For racing fans, the clash was as good as racing gets. For Santa Anita, the day was a grand slam, with on track handle up 33 percent over the 2014 San Antonio day. Attendance surged to 21,522 compared to last year’s 10,043. These numbers come without the added benefit of a giveaway or headlining band to raise crowd numbers.
While Shared Belief is in training for the Santa Anita Handicap March 7, California Chrome is slated to ship to Dubai for the $10 million G1 Dubai World Cup on March 28. The “Big Cap” loses potential starters to Dubai every year, but Hammerle dismissed the idea of moving the entire Santa Anita stakes schedule up a week to accommodate those wishing to run.
“If anything, we would move everything back a week,” Hammerle said. “Those that want to run in Dubai are simply going to go, and I can’t blame them for that, because our one million can’t compete with their 10 million. But, if we can make it a more advantageous schedule to stay here in California, we will. Moving the race back would give a bigger gap between races, not only for the horses here but for those that run in races like the [G1] Donn Handicap in Florida.”
Removing more stakes from the schedule is a distinct possibility for coming seasons. “There was surprisingly little resistance to dropping the Strub,” Hammerle said. “I think people realize that to get good racing with big fields, there needs to be a paring down of the races.”
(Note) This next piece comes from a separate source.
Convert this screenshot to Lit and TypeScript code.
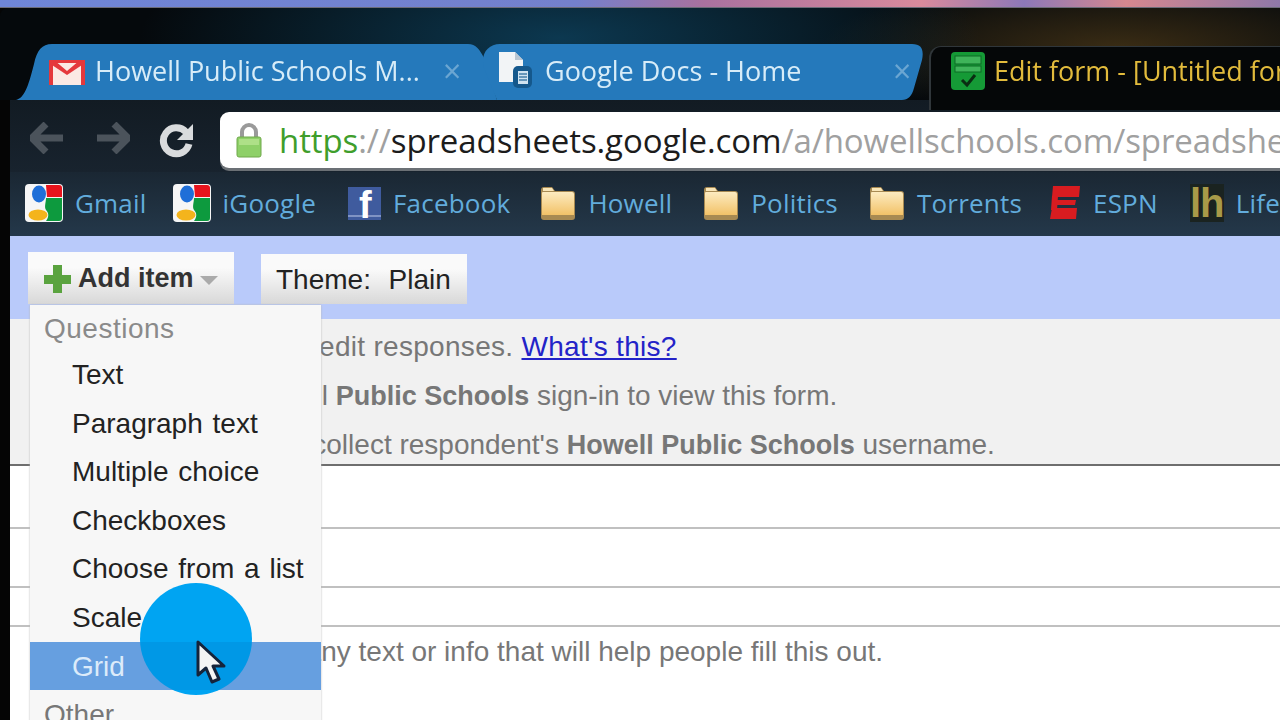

There is also the idea that more stakes races will be combined for more lucrative race days. “I’m a firm believer that you’re better off grouping your races together for big days that bring people out, rather than have one or two nice races a weekend. All sources handle was more on San Antonio day, which was the same day as Gulfstream’s Donn this year, than it was on opening day, which is historically one of our best days. It just shows you that people will come out for a good program.”